### Work to complete
In the entries that follow, find the word "styles" and report each line it is on.

### Rows from a dataset of pages and code
----------
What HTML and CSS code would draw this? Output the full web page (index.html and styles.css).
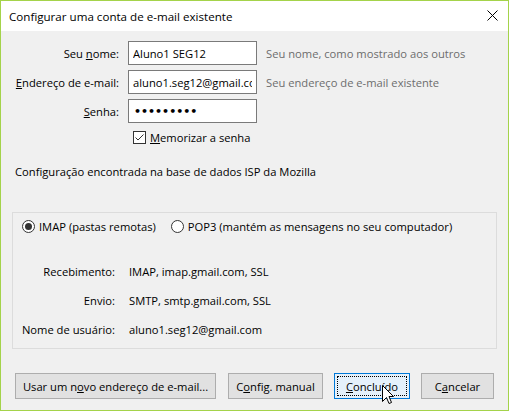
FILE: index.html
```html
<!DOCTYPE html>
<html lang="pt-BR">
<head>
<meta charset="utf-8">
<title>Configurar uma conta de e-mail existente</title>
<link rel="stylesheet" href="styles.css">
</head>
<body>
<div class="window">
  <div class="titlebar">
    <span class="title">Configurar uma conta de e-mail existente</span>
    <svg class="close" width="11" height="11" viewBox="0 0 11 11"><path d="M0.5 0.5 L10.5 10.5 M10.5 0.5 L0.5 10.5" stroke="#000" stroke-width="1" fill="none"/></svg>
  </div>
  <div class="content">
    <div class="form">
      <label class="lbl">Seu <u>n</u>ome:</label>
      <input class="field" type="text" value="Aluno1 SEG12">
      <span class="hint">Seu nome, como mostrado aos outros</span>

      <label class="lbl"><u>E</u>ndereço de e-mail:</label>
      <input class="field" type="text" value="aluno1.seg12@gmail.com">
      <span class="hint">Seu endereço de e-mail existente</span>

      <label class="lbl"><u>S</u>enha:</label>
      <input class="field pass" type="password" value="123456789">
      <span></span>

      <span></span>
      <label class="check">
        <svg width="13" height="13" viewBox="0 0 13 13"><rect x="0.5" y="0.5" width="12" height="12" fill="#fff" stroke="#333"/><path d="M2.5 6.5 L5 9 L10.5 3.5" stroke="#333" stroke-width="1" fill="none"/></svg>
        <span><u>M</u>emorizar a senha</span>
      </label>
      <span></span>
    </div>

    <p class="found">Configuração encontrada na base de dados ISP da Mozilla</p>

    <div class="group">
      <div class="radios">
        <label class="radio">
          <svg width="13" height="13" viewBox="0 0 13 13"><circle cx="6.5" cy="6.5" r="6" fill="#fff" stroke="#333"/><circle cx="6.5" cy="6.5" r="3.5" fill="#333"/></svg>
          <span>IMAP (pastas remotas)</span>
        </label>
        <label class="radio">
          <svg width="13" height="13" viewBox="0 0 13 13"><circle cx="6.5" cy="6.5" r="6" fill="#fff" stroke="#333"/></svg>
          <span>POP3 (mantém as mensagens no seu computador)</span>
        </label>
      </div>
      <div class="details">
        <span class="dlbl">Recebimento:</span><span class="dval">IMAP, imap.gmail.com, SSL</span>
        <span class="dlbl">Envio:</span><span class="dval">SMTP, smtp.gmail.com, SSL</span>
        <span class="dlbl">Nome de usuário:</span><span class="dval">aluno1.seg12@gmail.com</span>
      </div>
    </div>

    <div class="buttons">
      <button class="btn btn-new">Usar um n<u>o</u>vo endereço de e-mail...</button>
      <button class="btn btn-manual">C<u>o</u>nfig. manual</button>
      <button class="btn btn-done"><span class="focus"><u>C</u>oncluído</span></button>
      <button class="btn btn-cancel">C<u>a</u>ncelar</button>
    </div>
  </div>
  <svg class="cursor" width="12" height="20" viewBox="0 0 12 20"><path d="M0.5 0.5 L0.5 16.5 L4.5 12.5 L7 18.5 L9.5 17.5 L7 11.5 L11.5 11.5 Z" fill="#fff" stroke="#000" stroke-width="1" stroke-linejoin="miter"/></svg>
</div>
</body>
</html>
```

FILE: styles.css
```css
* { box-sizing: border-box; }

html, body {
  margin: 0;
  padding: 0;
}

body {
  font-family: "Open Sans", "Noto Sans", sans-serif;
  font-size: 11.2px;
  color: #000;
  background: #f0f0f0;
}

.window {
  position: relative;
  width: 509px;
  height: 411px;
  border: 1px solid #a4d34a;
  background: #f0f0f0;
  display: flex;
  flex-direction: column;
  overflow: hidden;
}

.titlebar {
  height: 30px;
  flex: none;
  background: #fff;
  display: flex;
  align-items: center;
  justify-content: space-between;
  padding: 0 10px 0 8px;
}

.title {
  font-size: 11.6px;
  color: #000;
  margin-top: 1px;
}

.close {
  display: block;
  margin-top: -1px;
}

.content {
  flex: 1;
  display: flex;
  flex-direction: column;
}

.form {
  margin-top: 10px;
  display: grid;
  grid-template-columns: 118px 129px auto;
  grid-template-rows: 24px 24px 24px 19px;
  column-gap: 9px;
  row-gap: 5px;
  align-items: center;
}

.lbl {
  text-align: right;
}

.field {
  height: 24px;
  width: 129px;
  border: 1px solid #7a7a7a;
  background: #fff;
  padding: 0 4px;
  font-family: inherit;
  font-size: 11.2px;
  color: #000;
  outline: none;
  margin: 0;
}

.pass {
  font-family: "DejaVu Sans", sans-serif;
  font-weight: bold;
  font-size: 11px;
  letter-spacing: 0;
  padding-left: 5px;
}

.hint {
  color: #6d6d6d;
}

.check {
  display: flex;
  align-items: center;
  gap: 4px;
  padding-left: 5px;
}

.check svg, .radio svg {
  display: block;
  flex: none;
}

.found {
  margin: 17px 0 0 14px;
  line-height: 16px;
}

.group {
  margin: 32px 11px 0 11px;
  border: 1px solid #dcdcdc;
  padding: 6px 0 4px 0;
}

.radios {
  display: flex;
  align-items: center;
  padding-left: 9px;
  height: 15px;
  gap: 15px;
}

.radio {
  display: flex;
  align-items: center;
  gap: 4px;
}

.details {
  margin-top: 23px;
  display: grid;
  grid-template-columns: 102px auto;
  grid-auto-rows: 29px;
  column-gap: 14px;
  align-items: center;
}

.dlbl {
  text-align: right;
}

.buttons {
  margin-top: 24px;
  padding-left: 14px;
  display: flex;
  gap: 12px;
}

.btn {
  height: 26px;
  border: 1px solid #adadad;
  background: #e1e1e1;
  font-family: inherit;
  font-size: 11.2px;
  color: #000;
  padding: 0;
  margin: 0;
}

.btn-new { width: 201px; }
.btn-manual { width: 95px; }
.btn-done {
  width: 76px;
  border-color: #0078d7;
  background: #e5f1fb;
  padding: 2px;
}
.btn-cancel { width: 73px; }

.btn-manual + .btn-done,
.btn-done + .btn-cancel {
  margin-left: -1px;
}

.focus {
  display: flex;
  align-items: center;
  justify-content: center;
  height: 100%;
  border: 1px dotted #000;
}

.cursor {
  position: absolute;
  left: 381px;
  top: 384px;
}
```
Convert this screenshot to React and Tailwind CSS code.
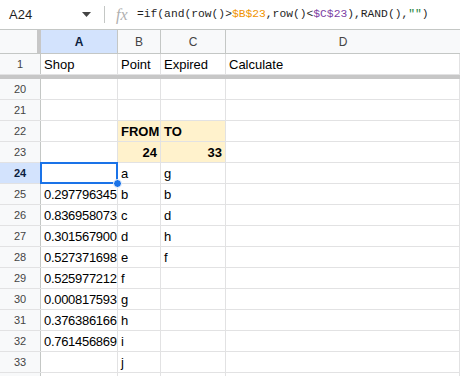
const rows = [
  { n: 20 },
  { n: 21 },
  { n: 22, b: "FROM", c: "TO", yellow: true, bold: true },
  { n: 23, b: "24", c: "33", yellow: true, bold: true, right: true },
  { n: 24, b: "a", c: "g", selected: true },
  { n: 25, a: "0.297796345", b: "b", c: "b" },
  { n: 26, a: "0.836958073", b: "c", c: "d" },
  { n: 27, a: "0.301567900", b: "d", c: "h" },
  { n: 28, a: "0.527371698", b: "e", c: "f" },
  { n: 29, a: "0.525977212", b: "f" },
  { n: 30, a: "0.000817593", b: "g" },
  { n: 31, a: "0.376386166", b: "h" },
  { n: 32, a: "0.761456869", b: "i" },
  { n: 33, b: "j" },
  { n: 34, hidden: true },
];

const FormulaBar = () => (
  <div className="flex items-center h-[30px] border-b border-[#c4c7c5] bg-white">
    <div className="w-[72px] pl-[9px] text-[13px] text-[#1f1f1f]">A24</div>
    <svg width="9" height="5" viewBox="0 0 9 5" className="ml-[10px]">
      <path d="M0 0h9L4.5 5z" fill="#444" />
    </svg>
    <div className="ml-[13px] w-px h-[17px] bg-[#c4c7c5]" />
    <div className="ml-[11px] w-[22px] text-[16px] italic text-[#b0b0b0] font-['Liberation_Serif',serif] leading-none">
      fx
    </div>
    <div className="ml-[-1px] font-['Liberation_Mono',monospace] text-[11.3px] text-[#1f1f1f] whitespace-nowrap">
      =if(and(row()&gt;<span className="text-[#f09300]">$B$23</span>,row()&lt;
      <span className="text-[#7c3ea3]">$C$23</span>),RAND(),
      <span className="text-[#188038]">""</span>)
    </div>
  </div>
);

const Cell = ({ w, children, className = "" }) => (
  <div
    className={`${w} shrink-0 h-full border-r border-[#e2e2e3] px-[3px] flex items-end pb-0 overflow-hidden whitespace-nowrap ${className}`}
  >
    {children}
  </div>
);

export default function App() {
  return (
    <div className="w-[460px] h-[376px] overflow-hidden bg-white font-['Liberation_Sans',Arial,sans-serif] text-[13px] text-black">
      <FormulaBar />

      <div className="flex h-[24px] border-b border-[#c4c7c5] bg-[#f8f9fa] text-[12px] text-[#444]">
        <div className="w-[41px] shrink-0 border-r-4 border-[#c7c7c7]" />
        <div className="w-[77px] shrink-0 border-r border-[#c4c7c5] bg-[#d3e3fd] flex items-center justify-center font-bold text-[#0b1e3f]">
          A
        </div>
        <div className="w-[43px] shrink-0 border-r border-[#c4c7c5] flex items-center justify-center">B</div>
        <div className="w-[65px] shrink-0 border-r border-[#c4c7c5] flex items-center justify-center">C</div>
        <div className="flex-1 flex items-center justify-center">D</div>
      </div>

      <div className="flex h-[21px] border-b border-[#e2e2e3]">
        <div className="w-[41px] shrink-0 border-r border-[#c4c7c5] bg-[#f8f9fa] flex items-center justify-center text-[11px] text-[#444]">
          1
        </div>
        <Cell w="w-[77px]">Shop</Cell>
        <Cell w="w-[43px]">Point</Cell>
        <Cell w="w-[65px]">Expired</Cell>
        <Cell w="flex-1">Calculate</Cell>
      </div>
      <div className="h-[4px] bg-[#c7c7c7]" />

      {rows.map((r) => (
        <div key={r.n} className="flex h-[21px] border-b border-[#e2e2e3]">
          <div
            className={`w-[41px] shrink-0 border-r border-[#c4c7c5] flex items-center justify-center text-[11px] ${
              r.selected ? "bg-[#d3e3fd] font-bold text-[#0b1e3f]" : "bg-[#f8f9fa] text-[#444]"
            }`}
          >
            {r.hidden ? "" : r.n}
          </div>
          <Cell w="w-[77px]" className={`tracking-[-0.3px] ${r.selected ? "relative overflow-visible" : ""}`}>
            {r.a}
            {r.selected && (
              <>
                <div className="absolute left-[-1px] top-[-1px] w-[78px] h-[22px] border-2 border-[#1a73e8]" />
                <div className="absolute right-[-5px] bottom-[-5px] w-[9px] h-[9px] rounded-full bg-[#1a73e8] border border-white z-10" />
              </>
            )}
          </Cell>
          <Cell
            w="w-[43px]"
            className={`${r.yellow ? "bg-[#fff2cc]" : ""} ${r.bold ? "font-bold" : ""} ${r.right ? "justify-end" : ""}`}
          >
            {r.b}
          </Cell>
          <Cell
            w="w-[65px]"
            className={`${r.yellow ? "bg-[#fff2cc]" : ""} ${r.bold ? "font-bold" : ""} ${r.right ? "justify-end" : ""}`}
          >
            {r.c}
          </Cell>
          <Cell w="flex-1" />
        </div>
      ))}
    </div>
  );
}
----------
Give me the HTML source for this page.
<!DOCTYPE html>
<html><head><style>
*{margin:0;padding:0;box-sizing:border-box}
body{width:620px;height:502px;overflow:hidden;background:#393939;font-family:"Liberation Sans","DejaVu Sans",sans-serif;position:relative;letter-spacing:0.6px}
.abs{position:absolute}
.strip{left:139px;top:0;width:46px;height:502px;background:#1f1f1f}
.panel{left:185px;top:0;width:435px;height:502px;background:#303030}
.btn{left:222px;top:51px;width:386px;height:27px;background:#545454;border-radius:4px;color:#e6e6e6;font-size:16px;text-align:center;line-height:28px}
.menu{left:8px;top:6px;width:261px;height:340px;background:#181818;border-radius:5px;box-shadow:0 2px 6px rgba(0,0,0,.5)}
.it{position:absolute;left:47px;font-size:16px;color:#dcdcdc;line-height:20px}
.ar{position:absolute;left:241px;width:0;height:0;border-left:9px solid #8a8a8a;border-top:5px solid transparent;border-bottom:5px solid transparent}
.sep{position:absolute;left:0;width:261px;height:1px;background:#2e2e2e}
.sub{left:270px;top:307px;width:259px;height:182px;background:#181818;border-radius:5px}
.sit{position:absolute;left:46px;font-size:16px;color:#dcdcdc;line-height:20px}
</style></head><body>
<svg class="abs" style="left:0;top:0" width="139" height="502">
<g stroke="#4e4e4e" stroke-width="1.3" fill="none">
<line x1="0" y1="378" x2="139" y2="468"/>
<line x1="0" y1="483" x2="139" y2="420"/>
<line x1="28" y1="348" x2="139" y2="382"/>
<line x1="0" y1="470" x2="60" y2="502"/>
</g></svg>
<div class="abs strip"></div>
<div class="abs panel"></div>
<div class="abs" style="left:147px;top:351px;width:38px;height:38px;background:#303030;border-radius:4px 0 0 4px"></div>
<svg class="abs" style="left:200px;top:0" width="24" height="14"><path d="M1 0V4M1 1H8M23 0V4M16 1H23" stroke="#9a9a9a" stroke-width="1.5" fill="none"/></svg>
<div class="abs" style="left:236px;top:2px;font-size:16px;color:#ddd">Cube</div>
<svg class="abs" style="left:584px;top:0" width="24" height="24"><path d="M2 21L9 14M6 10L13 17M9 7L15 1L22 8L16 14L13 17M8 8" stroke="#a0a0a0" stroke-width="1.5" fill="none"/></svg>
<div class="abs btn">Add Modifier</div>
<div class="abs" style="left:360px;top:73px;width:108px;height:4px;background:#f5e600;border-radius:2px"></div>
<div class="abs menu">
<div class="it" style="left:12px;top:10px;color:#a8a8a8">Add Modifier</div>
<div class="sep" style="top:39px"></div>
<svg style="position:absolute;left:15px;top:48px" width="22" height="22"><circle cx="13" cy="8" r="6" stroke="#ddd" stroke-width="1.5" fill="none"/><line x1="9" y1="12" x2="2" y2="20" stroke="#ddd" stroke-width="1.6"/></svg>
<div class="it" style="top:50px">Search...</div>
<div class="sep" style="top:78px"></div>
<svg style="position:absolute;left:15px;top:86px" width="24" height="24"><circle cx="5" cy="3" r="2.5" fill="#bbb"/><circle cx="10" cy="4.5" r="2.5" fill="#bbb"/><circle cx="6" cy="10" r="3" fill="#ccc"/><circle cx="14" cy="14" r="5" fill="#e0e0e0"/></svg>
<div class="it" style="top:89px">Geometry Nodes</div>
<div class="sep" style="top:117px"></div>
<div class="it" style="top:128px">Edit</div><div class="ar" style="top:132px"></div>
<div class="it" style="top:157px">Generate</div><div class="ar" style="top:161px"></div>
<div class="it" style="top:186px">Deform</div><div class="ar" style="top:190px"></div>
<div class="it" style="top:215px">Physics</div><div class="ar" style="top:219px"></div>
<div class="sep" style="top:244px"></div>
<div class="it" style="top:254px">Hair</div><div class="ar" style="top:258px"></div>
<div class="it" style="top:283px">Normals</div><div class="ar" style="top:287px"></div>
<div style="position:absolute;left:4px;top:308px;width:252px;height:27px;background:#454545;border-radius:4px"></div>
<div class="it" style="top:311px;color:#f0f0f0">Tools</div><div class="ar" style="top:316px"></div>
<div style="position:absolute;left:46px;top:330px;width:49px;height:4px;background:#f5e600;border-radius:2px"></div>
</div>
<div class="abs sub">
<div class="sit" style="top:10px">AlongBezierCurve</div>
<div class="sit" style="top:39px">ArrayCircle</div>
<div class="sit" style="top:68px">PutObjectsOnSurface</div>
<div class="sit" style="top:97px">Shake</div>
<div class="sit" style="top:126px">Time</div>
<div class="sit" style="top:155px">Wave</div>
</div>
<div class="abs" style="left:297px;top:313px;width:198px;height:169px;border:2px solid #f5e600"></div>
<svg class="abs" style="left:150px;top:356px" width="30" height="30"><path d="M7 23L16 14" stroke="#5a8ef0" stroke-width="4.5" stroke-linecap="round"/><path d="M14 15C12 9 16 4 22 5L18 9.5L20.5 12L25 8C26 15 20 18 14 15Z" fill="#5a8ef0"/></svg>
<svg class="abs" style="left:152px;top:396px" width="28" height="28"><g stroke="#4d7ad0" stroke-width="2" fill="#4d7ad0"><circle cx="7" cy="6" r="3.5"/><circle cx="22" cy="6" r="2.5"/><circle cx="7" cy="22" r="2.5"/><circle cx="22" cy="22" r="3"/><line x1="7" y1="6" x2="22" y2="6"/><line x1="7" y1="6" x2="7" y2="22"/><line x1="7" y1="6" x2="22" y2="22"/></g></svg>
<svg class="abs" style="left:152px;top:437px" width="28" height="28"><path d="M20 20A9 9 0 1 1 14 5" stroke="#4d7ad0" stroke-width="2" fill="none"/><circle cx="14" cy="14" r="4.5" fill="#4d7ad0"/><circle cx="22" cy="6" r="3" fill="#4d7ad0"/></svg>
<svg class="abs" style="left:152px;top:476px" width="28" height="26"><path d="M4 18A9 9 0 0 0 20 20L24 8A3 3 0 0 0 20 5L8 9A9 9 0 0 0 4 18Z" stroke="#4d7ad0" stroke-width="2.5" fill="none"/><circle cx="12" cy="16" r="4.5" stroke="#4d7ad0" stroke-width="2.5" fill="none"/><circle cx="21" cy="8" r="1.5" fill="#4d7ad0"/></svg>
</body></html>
----------
### Answer to this exercise
What HTML and CSS code would draw this? Output the full web page (index.html and styles.css).
<link rel="stylesheet" href="styles.css">
FILE: styles.css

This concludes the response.